According to Global TV’s Squire Barnes, Pavel Bure will be coming to Vancouver this week to help out with some charity work for the team. Is this the first step in the jersey retirement process?
Among Canuck fans, Bure’s jersey retirement has been building momentum over the last few years. However, there are still some in the media (and within the organizaton, and at this blog) that don’t feel his #10 should hang from the rafters.
More on the latest news after the jump.
Squire’s first tweet:
Looks like Pavel Bure will be in Vancouver this week to help out with Canucks charities. The fence mending begins.
— Squire Barnes (@sbarnesglobal) April 3, 2013
And his second:
This is the starting point on the road to Bure’s number eventually being retired. #10. Not #96.
— Squire Barnes (@sbarnesglobal) April 3, 2013
Pretty interesting (to say the very least). Squire isn’t someone to usually break news but he doesn’t make things up either, and he has been around the sports scene in Vancouver for a long, long time. As mentioned above, there are still some within the organization that feel Bure isn’t deserving of having his number hanging alongside Markus Naslund’s #19, Stan Smyl’s #12, or Trevor Linden’s #16.
That’s not because of anything he did on the ice – Bure was far and away the most dominant skater the Canucks have ever had in the organization. It’s because of how Bure left town – demanding a trade, and then holding out – that still leaves a bitter taste in the mouths of many (including some on the committee who have the final call on jersey retirements).
Is this charitable work part ot the "fence mending" process that Squire alludes to above? Very likely.
Current Canucks defenseman Dan Hamhuis grew up in Smithers, BC, and he is on board with having Bure’s jersey retired. I don’t think his opinion has much weight, though.
“I think it should,” he said. “He’s well deserving of it and I don’t know what’s going on behind the scenes.”
Vancouver Sun writer Iain MacIntyre feels strongly the other way.
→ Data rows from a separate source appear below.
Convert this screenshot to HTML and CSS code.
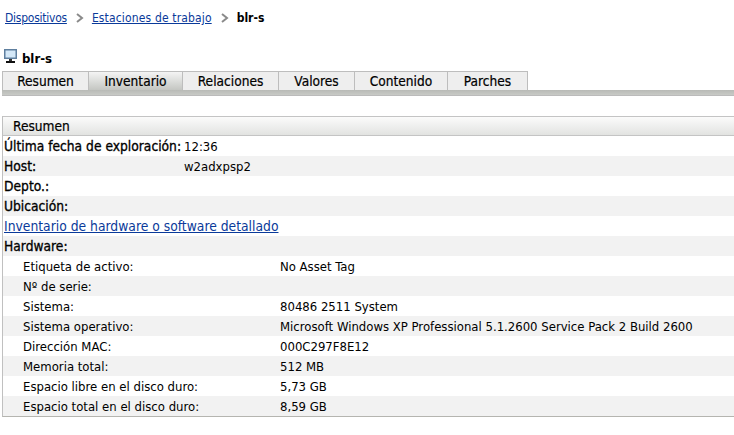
FILE: index.html
```html
<!DOCTYPE html>
<html lang="es">
<head>
<meta charset="utf-8">
<title>blr-s</title>
<link rel="stylesheet" href="styles.css">
</head>
<body>
<nav class="crumbs">
  <a href="#" class="tight">Dispositivos</a>
  <svg class="chev" width="9" height="10" viewBox="0 0 9 10"><path d="M2 1 L7 5 L2 9" fill="none" stroke="#8a8a8a" stroke-width="2"/></svg>
  <a href="#" class="wide">Estaciones de trabajo</a>
  <svg class="chev" width="9" height="10" viewBox="0 0 9 10"><path d="M2 1 L7 5 L2 9" fill="none" stroke="#8a8a8a" stroke-width="2"/></svg>
  <span class="here">blr-s</span>
</nav>
<h1 class="title">
  <svg class="pc" width="13" height="15" viewBox="0 0 13 15"><rect x="0" y="0" width="13" height="10" fill="#5f7f9f"/><rect x="1.5" y="1.5" width="10" height="7" fill="#d4e8f8"/><rect x="5" y="10" width="3" height="2" fill="#333"/><rect x="2" y="12" width="9" height="2" fill="#111"/></svg>
  <span>blr-s</span>
</h1>
<div class="tabs">
  <div class="tab t1">Resumen</div>
  <div class="tab t2 active">Inventario</div>
  <div class="tab t3">Relaciones</div>
  <div class="tab t4">Valores</div>
  <div class="tab t5">Contenido</div>
  <div class="tab t6">Parches</div>
</div>
<div class="tabbar"></div>
<section class="panel">
  <div class="panel-head">Resumen</div>
  <div class="row"><b class="k1">Última fecha de exploración:</b><span class="v">12:36</span></div>
  <div class="row"><b class="k1">Host:</b><span class="v">w2adxpsp2</span></div>
  <div class="row"><b class="k1">Depto.:</b></div>
  <div class="row"><b class="k1">Ubicación:</b></div>
  <div class="row"><a href="#" class="link">Inventario de hardware o software detallado</a></div>
  <div class="row"><b class="k1">Hardware:</b></div>
  <div class="row"><span class="k2">Etiqueta de activo:</span><span>No Asset Tag</span></div>
  <div class="row"><span class="k2">Nº de serie:</span></div>
  <div class="row"><span class="k2">Sistema:</span><span>80486 2511 System</span></div>
  <div class="row"><span class="k2">Sistema operativo:</span><span>Microsoft Windows XP Professional 5.1.2600 Service Pack 2 Build 2600</span></div>
  <div class="row"><span class="k2">Dirección MAC:</span><span>000C297F8E12</span></div>
  <div class="row"><span class="k2">Memoria total:</span><span>512 MB</span></div>
  <div class="row"><span class="k2">Espacio libre en el disco duro:</span><span>5,73 GB</span></div>
  <div class="row"><span class="k2">Espacio total en el disco duro:</span><span>8,59 GB</span></div>
</section>
</body>
</html>
```
FILE: styles.css
```css
html, body { margin: 0; padding: 0; background: #fff; }
body { font-family: "DejaVu Sans Condensed", "DejaVu Sans", sans-serif; font-stretch: condensed; font-size: 13px; color: #000; height: 435px; overflow: hidden; }
a { color: #0a3a9a; text-decoration: underline; }
.crumbs { display: flex; align-items: center; height: 18px; padding: 9px 0 0 5px; gap: 8px; font-size: 12px; }
.tight { letter-spacing: -0.25px; }
.wide { letter-spacing: 0.15px; }
.here { font-weight: bold; }
.title { display: flex; align-items: flex-start; gap: 5px; margin: 22px 0 0 4px; height: 22px; font-size: 13px; line-height: 20px; font-weight: bold; }
.pc { flex: none; }
.tabs { display: flex; margin: 0 0 0 2px; height: 19px; }
.tab { box-sizing: border-box; height: 19px; border: 1px solid #bdbdbd; border-bottom: 0; border-left: 0; background: #eeeeee; font-size: 13.6px; -webkit-text-stroke: 0.2px #000; display: flex; align-items: center; justify-content: center; }
.t1 { width: 87px; border-left: 1px solid #bdbdbd; }
.t2 { width: 94px; }
.t3 { width: 96px; }
.t4 { width: 76px; }
.t5 { width: 93px; }
.t6 { width: 80px; }
.active { background: linear-gradient(#f4f4f4, #c4c6c2); }
.tabbar { height: 6px; margin-left: 2px; background: linear-gradient(#b8bab6, #c8cac6); border-bottom: 1px solid #bbb; box-sizing: border-box; }
.panel { margin: 20px 0 0 2px; border-left: 1px solid #c0c0c0; border-bottom: 1px solid #b5b5b0; }
.panel-head { box-sizing: border-box; height: 20px; border-top: 1px solid #c4c4c4; border-bottom: 1px solid #c4c4c4; padding-left: 10px; background: linear-gradient(#fbfbfb, #e2e3e1); font-size: 13.6px; -webkit-text-stroke: 0.2px #000; display: flex; align-items: center; }
.row { display: flex; align-items: center; height: 20px; padding-left: 1px; }
.row:nth-child(odd) { background: #f2f2f2; }
.k1 { font-size: 13.7px; font-weight: normal; -webkit-text-stroke: 0.3px #000; width: 180px; white-space: nowrap; flex: none; }
.k2 { width: 257px; margin-left: 19px; flex: none; white-space: nowrap; }
.link { font-size: 13.75px; }
```
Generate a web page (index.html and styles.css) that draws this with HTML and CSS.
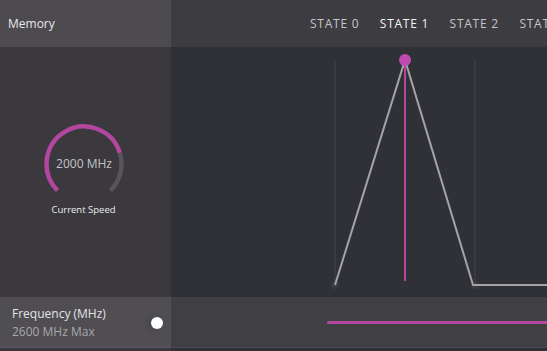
FILE: index.html
```html
<!DOCTYPE html>
<html>
<head>
<meta charset="utf-8">
<link rel="stylesheet" href="styles.css">
</head>
<body>
<div class="app">
  <div class="row header">
    <div class="left hleft"><span class="title">Memory</span></div>
    <div class="right hright">
      <span class="state">STATE 0</span>
      <span class="state active">STATE 1</span>
      <span class="state">STATE 2</span>
      <span class="state last">STAT</span>
    </div>
  </div>
  <div class="row body">
    <div class="left bleft">
      <div class="gauge">
        <svg width="84" height="84" viewBox="0 0 84 84">
          <path d="M 15.5 68.5 A 37.5 37.5 0 1 1 77.9 31" fill="none" stroke="#b3479f" stroke-width="4.5"/>
          <path d="M 77.9 31 A 37.5 37.5 0 0 1 68.5 68.5" fill="none" stroke="#57555b" stroke-width="4.5"/>
        </svg>
        <span class="gval">2000 MHz</span>
      </div>
      <div class="glabel">Current Speed</div>
    </div>
    <div class="right bright">
      <svg class="chart" width="376" height="250" viewBox="0 0 376 250">
        <line x1="164" y1="13" x2="164" y2="238" stroke="#393a40" stroke-width="2"/>
        <line x1="304" y1="13" x2="304" y2="238" stroke="#393a40" stroke-width="2"/>
        <circle cx="164" cy="238" r="4" fill="#3b3c42"/>
        <circle cx="304" cy="238" r="4" fill="#3b3c42"/>
        <polyline points="164,238 234,13 302,238 376,238" fill="none" stroke="#a4a4a6" stroke-width="2"/>
        <line x1="234" y1="13" x2="234" y2="234" stroke="#b3479f" stroke-width="2"/>
        <circle cx="234" cy="13" r="6" fill="#bf4bb2"/>
      </svg>
    </div>
  </div>
  <div class="row foot">
    <div class="left fleft">
      <div class="ftext">
        <div class="fname">Frequency (MHz)</div>
        <div class="fmax">2600 MHz Max</div>
      </div>
      <span class="knob"></span>
    </div>
    <div class="right fright">
      <div class="slider"></div>
    </div>
  </div>
  <div class="row bottom">
    <div class="left bbl"></div>
    <div class="right bbr"></div>
  </div>
</div>
</body>
</html>
```
FILE: styles.css
```css
html, body {
  margin: 0;
  padding: 0;
  background: #303136;
  overflow: hidden;
}
.app {
  width: 547px;
  height: 351px;
  display: flex;
  flex-direction: column;
  font-family: "Open Sans", "Noto Sans", sans-serif;
}
.row {
  display: flex;
}
.left {
  width: 171px;
  flex: none;
}
.right {
  flex: 1;
  min-width: 0;
  overflow: hidden;
}
.header {
  height: 47px;
}
.hleft {
  background: #4d4a50;
  display: flex;
  align-items: center;
  padding-left: 8px;
  box-sizing: border-box;
}
.title {
  color: #e8e8e8;
  font-size: 12px;
  margin-top: -1px;
}
.hright {
  background: #3d3c41;
  display: flex;
  align-items: center;
  padding-left: 139px;
  gap: 20.5px;
  white-space: nowrap;
}
.state {
  color: #c6c6c8;
  font-size: 12px;
  letter-spacing: 0.75px;
  margin-top: -1px;
}
.state.active {
  color: #f4f4f4;
}
.body {
  height: 250px;
}
.bleft {
  background: #3b393e;
  display: flex;
  flex-direction: column;
  align-items: center;
  padding-top: 75px;
  box-sizing: border-box;
}
.gauge {
  position: relative;
  width: 84px;
  height: 84px;
  margin-left: -3px;
}
.gauge svg {
  display: block;
}
.gval {
  position: absolute;
  left: 0;
  right: 0;
  top: 33px;
  text-align: center;
  color: #c4c4c6;
  font-size: 12px;
}
.glabel {
  color: #ececec;
  font-size: 9.5px;
  margin-top: -3px;
  margin-left: -4px;
}
.bright {
  background: #303136;
}
.chart {
  display: block;
}
.foot {
  height: 50px;
}
.fleft {
  background: #504d53;
  display: flex;
  align-items: center;
  padding-left: 12px;
  padding-right: 8px;
  box-sizing: border-box;
}
.ftext {
  flex: 1;
  margin-top: 1px;
}
.fname {
  color: #e4e4e6;
  font-size: 12px;
  line-height: 18px;
}
.fmax {
  color: #a9a8ab;
  font-size: 12px;
  line-height: 18px;
}
.knob {
  width: 12px;
  height: 12px;
  border-radius: 50%;
  background: #ffffff;
  box-shadow: -3px 0 6px rgba(0,0,0,0.15);
  margin-top: 1px;
}
.fright {
  background: #403f44;
  display: flex;
  align-items: center;
  padding-left: 156px;
}
.slider {
  flex: 1;
  height: 3px;
  background: #b3479f;
  border-radius: 2px 0 0 2px;
  margin-top: 1px;
}
.bottom {
  height: 4px;
}
.bbl {
  background: #3a383d;
  border-top: 1px solid #5a575e;
}
.bbr {
  background: #303136;
  border-top: 1px solid #4a494e;
}
```
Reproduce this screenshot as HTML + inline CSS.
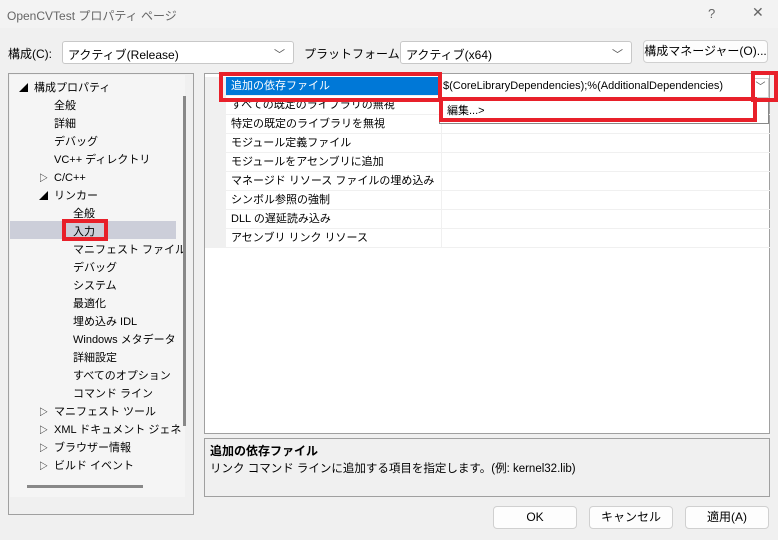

Although this quote is from several months ago, I highly doubt his opinion has changed all that much on the issue.
Consider the impact on the Canucks and the community of the three players whose numbers have been retired in Vancouver: Naslund, Trevor Linden and Stan Smyl. Now think about Bure. The relationship with was one-sided: fans loved him, but he didn’t love the Canucks or Vancouver. And to get out, he held out. Bure once listed a shopping list of reasons why he chose to leave the Canucks, almost all of them to do with money and his perceived treatment by management. Fair enough. Hockey is business. But honoring players in perpetuity is about something more.
There are several more opinions from players and writers that could be quoted. Thomas Drance wrote a good piece back in November, as did Harrison Mooney. Puck Daddy covered the issue, As Cam Charron writes, Bure turned the Canucks into a team worth watching, attracting a new and much wider audience.
And I’m sure it wouldn’t be hard to speculate how Pavel’s partner in crime, Gino Odjick, feels about the issue. Gino was likely involved in every step of the process to get Pavel to come back and help with the team.
— Gino Odjick (@ginodjick) March 27, 2013
All we really have in the way of new information is the tweets from Squire. Bure is coming to town this week to help the Canucks with their charitable endeavours. This is probably the first step in re-establishing a relationship between the player and the club, and between Bure and the Vancouver marketplace. His jersey may not be retired this week. It may not be retired this season. I am sure there is still debate going on within the committee that has the final call. But this is an important first step for Bure and the Canucks to put the past in the past.
As Bruce Arthur wrote a few months ago, there was (and is) nobody else like Bure.
But more than the result, that feeling of anticipation is what I remember. It was as if we all lifted up, the whole arena, tilting forward in our seats, levitating with expectation. He disappointed Vancouver in the end; he drifted away into his own opaque world. But I remember him, young and electric and impossible. When I close my eyes he is still a young man and we are all tilting forward, waiting to see what happens next.
I do have a "bias" in this debate, as I was a child of the 90’s and Bure was the main reason I fell in love with hockey from a young age. I wasn’t really old enough to understand the off ice issues that ultimately ended his time in Vancouver. All I remember were the goals, the flair for the dramatic, and the fear in the eyes of opposing defensemen. And the number 10.